**Supplied material:**
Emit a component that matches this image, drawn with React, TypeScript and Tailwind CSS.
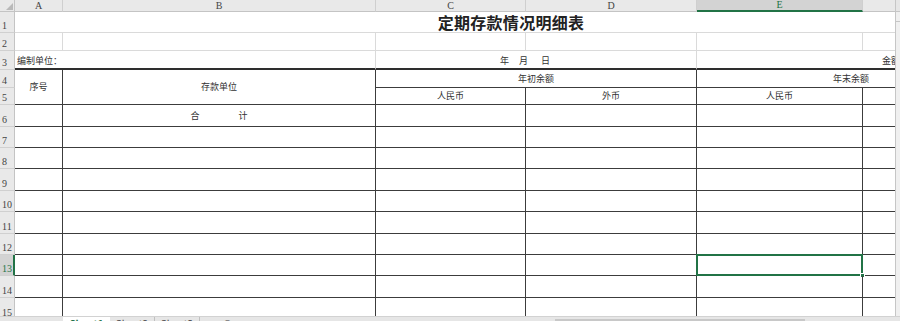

---

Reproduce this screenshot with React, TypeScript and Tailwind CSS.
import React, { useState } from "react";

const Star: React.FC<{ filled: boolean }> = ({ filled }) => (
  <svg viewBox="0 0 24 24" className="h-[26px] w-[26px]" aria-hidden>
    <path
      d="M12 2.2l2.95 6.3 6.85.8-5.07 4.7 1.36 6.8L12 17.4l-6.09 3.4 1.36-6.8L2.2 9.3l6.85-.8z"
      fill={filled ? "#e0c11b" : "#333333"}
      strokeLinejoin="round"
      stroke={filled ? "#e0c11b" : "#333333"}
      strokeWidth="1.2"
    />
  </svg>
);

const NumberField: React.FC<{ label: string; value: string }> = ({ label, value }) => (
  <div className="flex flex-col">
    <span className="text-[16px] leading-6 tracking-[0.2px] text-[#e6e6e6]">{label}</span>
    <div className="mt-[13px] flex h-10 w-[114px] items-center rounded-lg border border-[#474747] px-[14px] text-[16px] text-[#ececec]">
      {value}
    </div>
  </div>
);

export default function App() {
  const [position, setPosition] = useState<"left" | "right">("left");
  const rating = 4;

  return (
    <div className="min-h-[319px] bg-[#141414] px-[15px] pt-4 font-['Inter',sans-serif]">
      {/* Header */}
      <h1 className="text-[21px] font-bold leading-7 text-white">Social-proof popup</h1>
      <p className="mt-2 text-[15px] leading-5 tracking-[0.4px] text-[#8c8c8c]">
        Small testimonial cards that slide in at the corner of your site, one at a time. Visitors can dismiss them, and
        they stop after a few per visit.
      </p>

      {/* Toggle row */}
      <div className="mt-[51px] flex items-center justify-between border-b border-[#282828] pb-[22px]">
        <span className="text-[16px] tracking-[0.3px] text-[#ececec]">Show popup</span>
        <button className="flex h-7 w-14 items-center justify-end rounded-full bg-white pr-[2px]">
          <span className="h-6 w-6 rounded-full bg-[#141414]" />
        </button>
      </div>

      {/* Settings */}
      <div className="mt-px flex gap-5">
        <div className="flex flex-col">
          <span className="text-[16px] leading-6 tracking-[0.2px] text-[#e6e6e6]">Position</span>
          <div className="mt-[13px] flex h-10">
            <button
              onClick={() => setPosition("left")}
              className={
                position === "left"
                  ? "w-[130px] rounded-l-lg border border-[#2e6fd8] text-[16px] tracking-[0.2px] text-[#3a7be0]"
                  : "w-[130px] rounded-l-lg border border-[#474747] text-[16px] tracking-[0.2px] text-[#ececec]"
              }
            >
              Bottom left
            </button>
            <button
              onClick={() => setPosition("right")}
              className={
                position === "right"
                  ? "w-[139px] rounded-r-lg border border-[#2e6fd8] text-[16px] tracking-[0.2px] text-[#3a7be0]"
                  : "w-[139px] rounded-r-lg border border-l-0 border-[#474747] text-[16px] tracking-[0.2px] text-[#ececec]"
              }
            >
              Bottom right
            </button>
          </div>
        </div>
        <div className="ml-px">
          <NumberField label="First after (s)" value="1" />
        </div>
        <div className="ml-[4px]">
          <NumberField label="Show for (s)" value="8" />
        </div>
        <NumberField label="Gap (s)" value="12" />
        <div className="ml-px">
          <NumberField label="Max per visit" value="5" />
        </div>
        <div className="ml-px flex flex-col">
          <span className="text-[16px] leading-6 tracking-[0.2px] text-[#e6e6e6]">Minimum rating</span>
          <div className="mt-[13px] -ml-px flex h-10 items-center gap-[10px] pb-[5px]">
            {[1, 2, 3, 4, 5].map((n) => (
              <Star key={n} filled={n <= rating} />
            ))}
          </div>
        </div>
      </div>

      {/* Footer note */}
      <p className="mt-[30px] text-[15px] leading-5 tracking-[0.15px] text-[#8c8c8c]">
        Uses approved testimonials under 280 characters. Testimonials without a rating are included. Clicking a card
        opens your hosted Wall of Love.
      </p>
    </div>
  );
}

--

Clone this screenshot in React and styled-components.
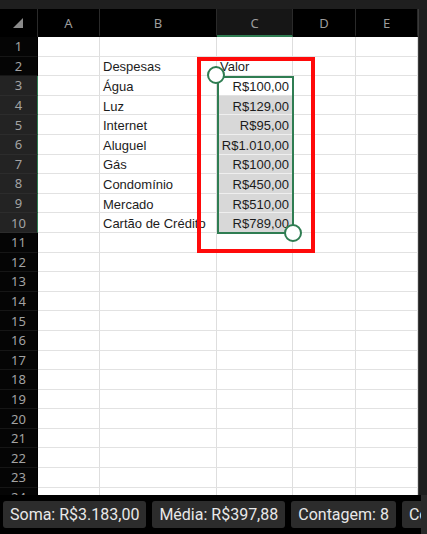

**Your objective:**
Scan the material above. Copy each line that holds the word "React".

**Exercise answer:**
Emit a component that matches this image, drawn with React, TypeScript and Tailwind CSS.
Reproduce this screenshot with React, TypeScript and Tailwind CSS.
import React, { useState } from "react";
const Star: React.FC<{ filled: boolean }> = ({ filled }) => (
const NumberField: React.FC<{ label: string; value: string }> = ({ label, value }) => (
Clone this screenshot in React and styled-components.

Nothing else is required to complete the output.